Transformational Group Leadership: The Route to Recovery by Claire Gearon

Transformational Group Leadership: The Route to Recovery by Claire Gearon

Regrouping your teams

Regrouping as a team and reconnecting as individuals is inspiring and exciting but comes with a degree of trepidation and anxiety for many people as well.

The next phase will require managers to regroup their teams with compassion. Recognising the diverse experiences of people over the past year and providing reassurance will be essential to support people to become fully engaged and focussed once more in their roles in the workplace.

They will need to provide the vision for where the team is heading and a compelling picture of what they can achieve together. Leaders’ capability to define with clarity the purpose and intention, values and culture will reset the climate in the team for high engagement.

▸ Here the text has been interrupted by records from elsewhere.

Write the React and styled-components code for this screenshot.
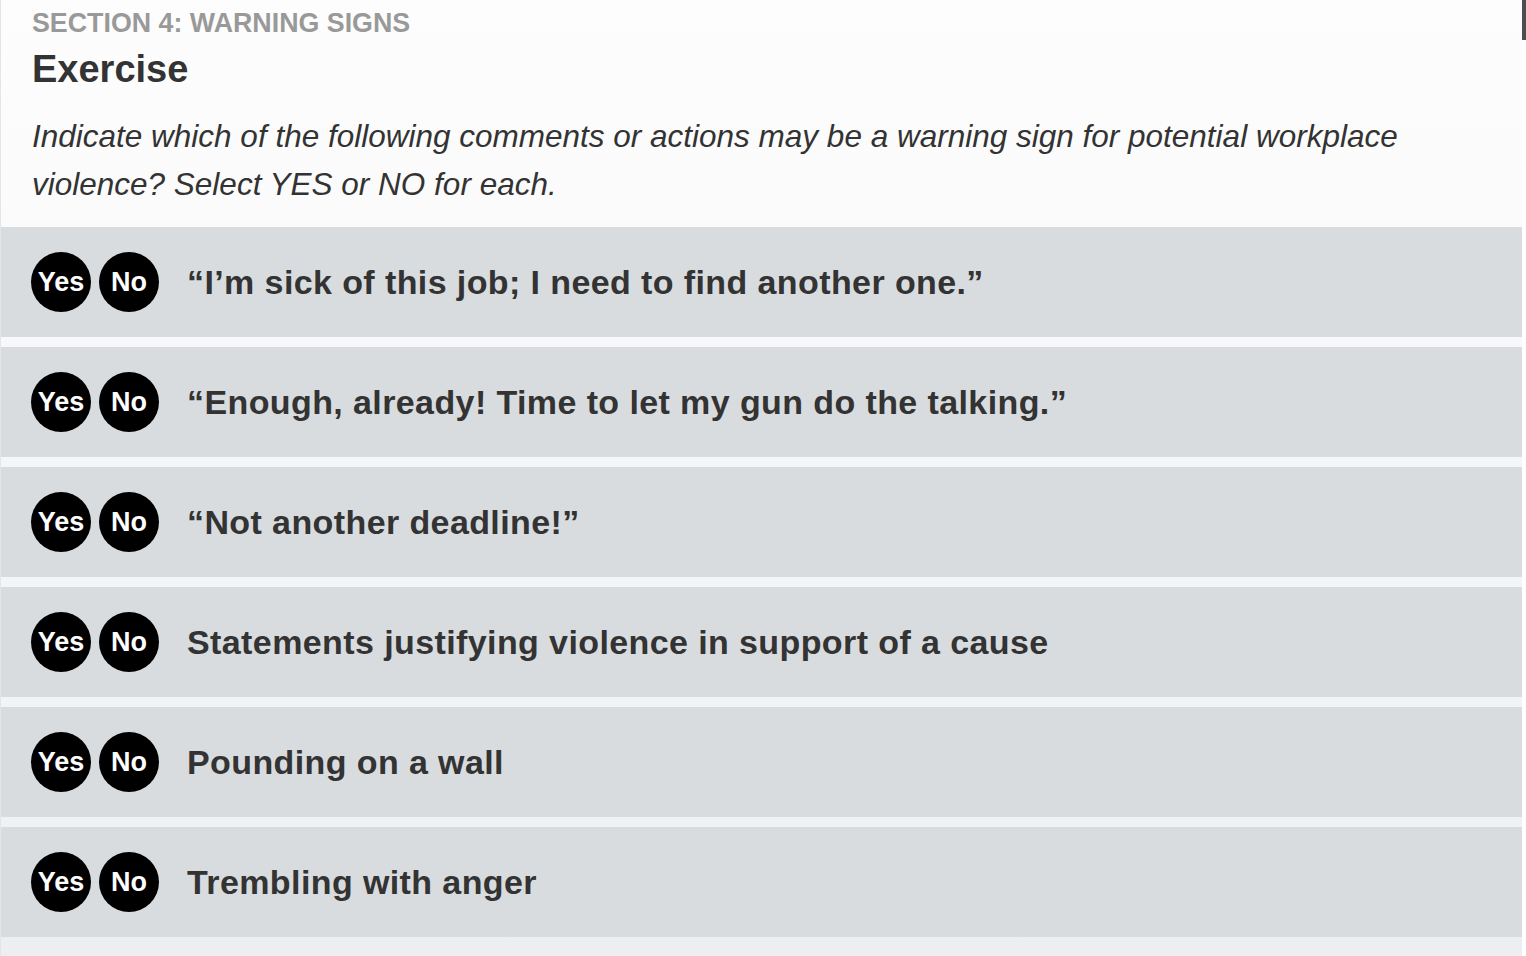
import React from 'react'
import styled, { createGlobalStyle } from 'styled-components'

const GlobalStyle = createGlobalStyle`
  html, body {
    margin: 0;
    padding: 0;
    background: #fff;
    font-family: "Liberation Sans", Arial, sans-serif;
  }
`;

const Screen = styled.div`
  display: flex;
  width: 1526px;
  height: 956px;
  overflow: hidden;
  background: #fff;
`;

const Page = styled.div`
  flex: 0 0 1522px;
  display: flex;
  flex-direction: column;
  box-sizing: border-box;
  border-left: 1px solid #e4e5e6;
  background: linear-gradient(180deg, #fdfdfd 0%, #fbfbfc 22%, #f5f6f8 45%, #f1f3f5 75%, #eceef1 100%);
`;

const ScrollTrack = styled.div`
  flex: 0 0 4px;
  display: flex;
  flex-direction: column;
`;

const ScrollThumb = styled.div`
  height: 40px;
  background: #4a4d52;
`;

const Header = styled.header`
  padding: 8px 30px 19px 31px;
`;

const SectionLabel = styled.div`
  font-size: 26.8px;
  line-height: 30px;
  font-weight: 700;
  color: #999;
  text-transform: uppercase;
`;

const Title = styled.h1`
  margin: 9px 0 0;
  font-size: 38px;
  line-height: 44px;
  font-weight: 700;
  color: #333;
`;

const Prompt = styled.p`
  margin: 21px 0 0;
  font-size: 31.5px;
  line-height: 48px;
  font-style: italic;
  color: #333;
`;

const List = styled.div`
  display: flex;
  flex-direction: column;
  gap: 10px;
`;

const Row = styled.div`
  height: 110px;
  display: flex;
  align-items: center;
  padding-left: 30px;
  background: #d9dcdf;
`;

const Choices = styled.div`
  display: flex;
  gap: 8px;
  margin-right: 28px;
`;

const Choice = styled.button`
  width: 60px;
  height: 60px;
  padding: 0;
  border: none;
  border-radius: 50%;
  background: ${p => (p.$selected ? '#2a6fb0' : '#000')};
  color: #fff;
  font-family: "Liberation Sans", Arial, sans-serif;
  font-size: 27px;
  font-weight: 700;
  display: flex;
  align-items: center;
  justify-content: center;
  cursor: pointer;
`;

const Statement = styled.span`
  font-size: 34px;
  letter-spacing: 0.4px;
  font-weight: 700;
  color: #333;
`;

const items = [
  '\u201CI\u2019m sick of this job; I need to find another one.\u201D',
  '\u201CEnough, already! Time to let my gun do the talking.\u201D',
  '\u201CNot another deadline!\u201D',
  'Statements justifying violence in support of a cause',
  'Pounding on a wall',
  'Trembling with anger',
];

export default function App() {
  return (
    <Screen>
      <GlobalStyle />
      <Page>
        <Header>
          <SectionLabel>Section 4: Warning Signs</SectionLabel>
          <Title>Exercise</Title>
          <Prompt>
            Indicate which of the following comments or actions may be a warning sign for potential workplace
            violence? Select YES or NO for each.
          </Prompt>
        </Header>
        <List>
          {items.map(text => (
            <Row key={text}>
              <Choices>
                <Choice>Yes</Choice>
                <Choice>No</Choice>
              </Choices>
              <Statement>{text}</Statement>
            </Row>
          ))}
        </List>
      </Page>
      <ScrollTrack>
        <ScrollThumb />
      </ScrollTrack>
    </Screen>
  )
}
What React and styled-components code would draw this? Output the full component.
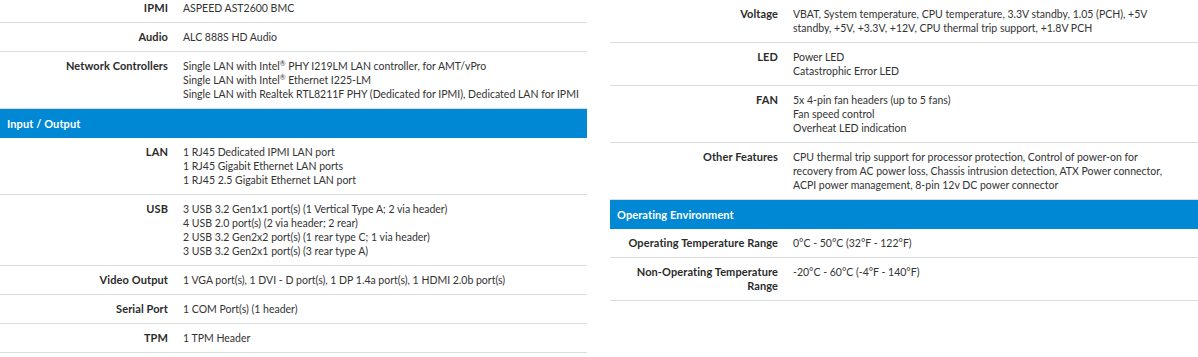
import styled, { createGlobalStyle } from "styled-components"

const GlobalStyle = createGlobalStyle`
  html, body {
    margin: 0;
    padding: 0;
    background: #fff;
  }
  body {
    font-family: Lato, "Liberation Sans", Arial, sans-serif;
    font-size: 10.5px;
    color: #333;
    overflow: hidden;
  }
`

const Page = styled.div`
  display: grid;
  grid-template-columns: 587px 588px;
  column-gap: 23px;
  align-items: start;
`

const Column = styled.section`
  display: flex;
  flex-direction: column;
  margin-top: ${(props) => props.$offset || 0}px;
`

const SectionHeader = styled.div`
  background: #0088d4;
  color: #fff;
  font-weight: 700;
  font-size: 11px;
  letter-spacing: 0.1px;
  height: 29px;
  line-height: 29px;
  padding-left: 7px;
`

const Row = styled.div`
  display: grid;
  grid-template-columns: 168px 1fr;
  column-gap: 15px;
  padding: 7px 0;
  border-bottom: 1px solid #dcdcdc;
  line-height: 14px;
`

const Label = styled.div`
  text-align: right;
  font-weight: 700;
  font-size: 11px;
  letter-spacing: 0.1px;
  color: #2b2b2b;
`

const Value = styled.div`
  padding-right: ${(props) => props.$wrapPad}px;
`

const Line = styled.div``

const Reg = styled.sup`
  font-size: 7px;
  line-height: 0;
  vertical-align: 4px;
`

const intel = (
  <>
    Intel<Reg>®</Reg>
  </>
)

const leftSpecs = [
  { label: "IPMI", lines: ["ASPEED AST2600 BMC"] },
  { label: "Audio", lines: ["ALC 888S HD Audio"] },
  {
    label: "Network Controllers",
    lines: [
      <>Single LAN with {intel} PHY I219LM LAN controller, for AMT/vPro</>,
      <>Single LAN with {intel} Ethernet I225-LM</>,
      "Single LAN with Realtek RTL8211F PHY (Dedicated for IPMI), Dedicated LAN for IPMI",
    ],
  },
  { header: "Input / Output" },
  {
    label: "LAN",
    lines: [
      "1 RJ45 Dedicated IPMI LAN port",
      "1 RJ45 Gigabit Ethernet LAN ports",
      "1 RJ45 2.5 Gigabit Ethernet LAN port",
    ],
  },
  {
    label: "USB",
    lines: [
      "3 USB 3.2 Gen1x1 port(s) (1 Vertical Type A; 2 via header)",
      "4 USB 2.0 port(s) (2 via header; 2 rear)",
      "2 USB 3.2 Gen2x2 port(s) (1 rear type C; 1 via header)",
      "3 USB 3.2 Gen2x1 port(s) (3 rear type A)",
    ],
  },
  {
    label: "Video Output",
    lines: ["1 VGA port(s), 1 DVI - D port(s), 1 DP 1.4a port(s), 1 HDMI 2.0b port(s)"],
  },
  { label: "Serial Port", lines: ["1 COM Port(s) (1 header)"] },
  { label: "TPM", lines: ["1 TPM Header"] },
]

const rightSpecs = [
  {
    label: "Voltage",
    lines: [
      "VBAT, System temperature, CPU temperature, 3.3V standby, 1.05 (PCH), +5V standby, +5V, +3.3V, +12V, CPU thermal trip support, +1.8V PCH",
    ],
  },
  { label: "LED", lines: ["Power LED", "Catastrophic Error LED"] },
  {
    label: "FAN",
    lines: ["5x 4-pin fan headers (up to 5 fans)", "Fan speed control", "Overheat LED indication"],
  },
  {
    label: "Other Features",
    lines: [
      "CPU thermal trip support for processor protection, Control of power-on for recovery from AC power loss, Chassis intrusion detection, ATX Power connector, ACPI power management, 8-pin 12v DC power connector",
    ],
  },
  { header: "Operating Environment" },
  { label: "Operating Temperature Range", lines: ["0°C - 50°C (32°F - 122°F)"] },
  { label: "Non-Operating Temperature Range", lines: ["-20°C - 60°C (-4°F - 140°F)"] },
]

function SpecList({ specs, wrapPad = 0 }) {
  return specs.map((spec, i) =>
    spec.header ? (
      <SectionHeader key={i}>{spec.header}</SectionHeader>
    ) : (
      <Row key={i}>
        <Label>{spec.label}</Label>
        <Value $wrapPad={wrapPad}>
          {spec.lines.map((line, j) => (
            <Line key={j}>{line}</Line>
          ))}
        </Value>
      </Row>
    )
  )
}

export default function App() {
  return (
    <>
      <GlobalStyle />
      <Page>
        <Column $offset={-6}>
          <SpecList specs={leftSpecs} />
        </Column>
        <Column>
          <SpecList specs={rightSpecs} wrapPad={26} />
        </Column>
      </Page>
    </>
  )
}
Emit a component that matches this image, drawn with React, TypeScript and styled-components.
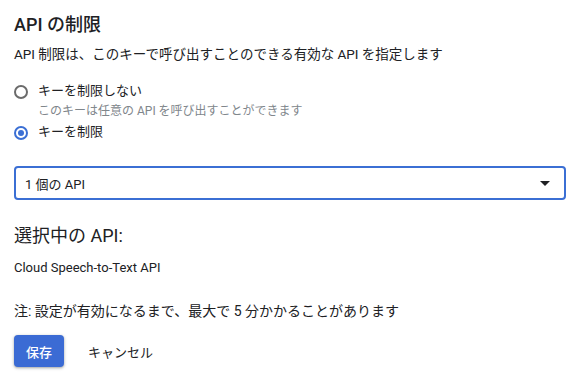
import React from "react";
import styled, { createGlobalStyle } from "styled-components";

const Global = createGlobalStyle`
  html, body { margin: 0; padding: 0; background: #fff; }
  body { font-family: Roboto, "Noto Sans CJK JP", sans-serif; color: #202124; }
`;

const Page = styled.div`
  width: 576px;
  height: 380px;
  box-sizing: border-box;
  padding: 12px 10px 0 14px;
  display: flex;
  flex-direction: column;
`;

const Title = styled.h2<{ $weight?: number; $top?: number }>`
  margin: ${(p) => p.$top ?? 0}px 0 0;
  font-size: 18px;
  line-height: 26px;
  font-weight: ${(p) => p.$weight ?? 500};
  color: #202124;
`;

const Text = styled.p<{ $top?: number; $size?: number }>`
  margin: ${(p) => p.$top ?? 0}px 0 0;
  font-size: ${(p) => p.$size ?? 13}px;
  line-height: 20px;
  color: #202124;
`;

const RadioGroup = styled.div`
  display: flex;
  flex-direction: column;
  gap: 4px;
  margin-top: 18px;
`;

const RadioRow = styled.label`
  display: grid;
  grid-template-columns: 14px 1fr;
  column-gap: 10px;
  align-items: start;
`;

const Circle = styled.span<{ $checked?: boolean }>`
  width: 14px;
  height: 14px;
  box-sizing: border-box;
  border-radius: 50%;
  border: 2px solid ${(p) => (p.$checked ? "#3b6fd4" : "#6b6b6b")};
  margin-top: 3px;
  display: flex;
  align-items: center;
  justify-content: center;
  &::after {
    content: "";
    width: 6px;
    height: 6px;
    border-radius: 50%;
    background: ${(p) => (p.$checked ? "#3b6fd4" : "transparent")};
  }
`;

const RadioLabel = styled.div`
  font-size: 13px;
  line-height: 18px;
  color: #202124;
`;

const RadioHint = styled.div`
  margin-top: 3px;
  font-size: 12px;
  line-height: 16px;
  color: #80868b;
`;

const Select = styled.div`
  margin-top: 25px;
  height: 34px;
  box-sizing: border-box;
  border: 2px solid #3b6fd4;
  border-radius: 4px;
  display: flex;
  align-items: center;
  justify-content: space-between;
  padding: 0 14px 0 9px;
  font-size: 13px;
`;

const Arrow = styled.span`
  width: 0;
  height: 0;
  border-left: 5px solid transparent;
  border-right: 5px solid transparent;
  border-top: 5px solid #202124;
`;

const Actions = styled.div`
  margin-top: 14px;
  display: flex;
  align-items: center;
  gap: 24px;
`;

const Primary = styled.button`
  width: 50px;
  height: 32px;
  border: none;
  border-radius: 4px;
  background: #3b6bd4;
  color: #fff;
  font-family: inherit;
  font-size: 13px;
  font-weight: 500;
  box-shadow: 0 1px 2px rgba(60, 64, 67, 0.3), 0 1px 3px 1px rgba(60, 64, 67, 0.15);
`;

const Ghost = styled.button`
  border: none;
  background: transparent;
  color: #202124;
  font-family: inherit;
  font-size: 13px;
  padding: 0;
`;

export default function App() {
  return (
    <Page>
      <Global />
      <Title>API の制限</Title>
      <Text $top={6} $size={13.5}>API 制限は、このキーで呼び出すことのできる有効な API を指定します</Text>
      <RadioGroup>
        <RadioRow>
          <Circle />
          <div>
            <RadioLabel>キーを制限しない</RadioLabel>
            <RadioHint>このキーは任意の API を呼び出すことができます</RadioHint>
          </div>
        </RadioRow>
        <RadioRow>
          <Circle $checked />
          <RadioLabel>キーを制限</RadioLabel>
        </RadioRow>
      </RadioGroup>
      <Select>
        <span>1 個の API</span>
        <Arrow />
      </Select>
      <Title $weight={400} $top={23}>選択中の API:</Title>
      <Text $top={9}>Cloud Speech-to-Text API</Text>
      <Text $top={23} $size={14}>注: 設定が有効になるまで、最大で 5 分かかることがあります</Text>
      <Actions>
        <Primary>保存</Primary>
        <Ghost>キャンセル</Ghost>
      </Actions>
    </Page>
  );
}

Resilience has been the management word of the year but it’s still the core requirement for leaders to continue to demonstrate strength and confidence, and being tough-minded, strong and compassionate under pressure.

Finally, agility. Everyone across every sector demonstrated a natural adaptability last year at the start of lockdown. It’s not what we expect when we learn about change, that people have a natural agility to change direction in unexpected circumstances. Now leaders will need to maintain an effective radar to sense change and respond to it with agility. Managers can also use this agility to take the opportunity to reshape and configure for the next post lockdown era.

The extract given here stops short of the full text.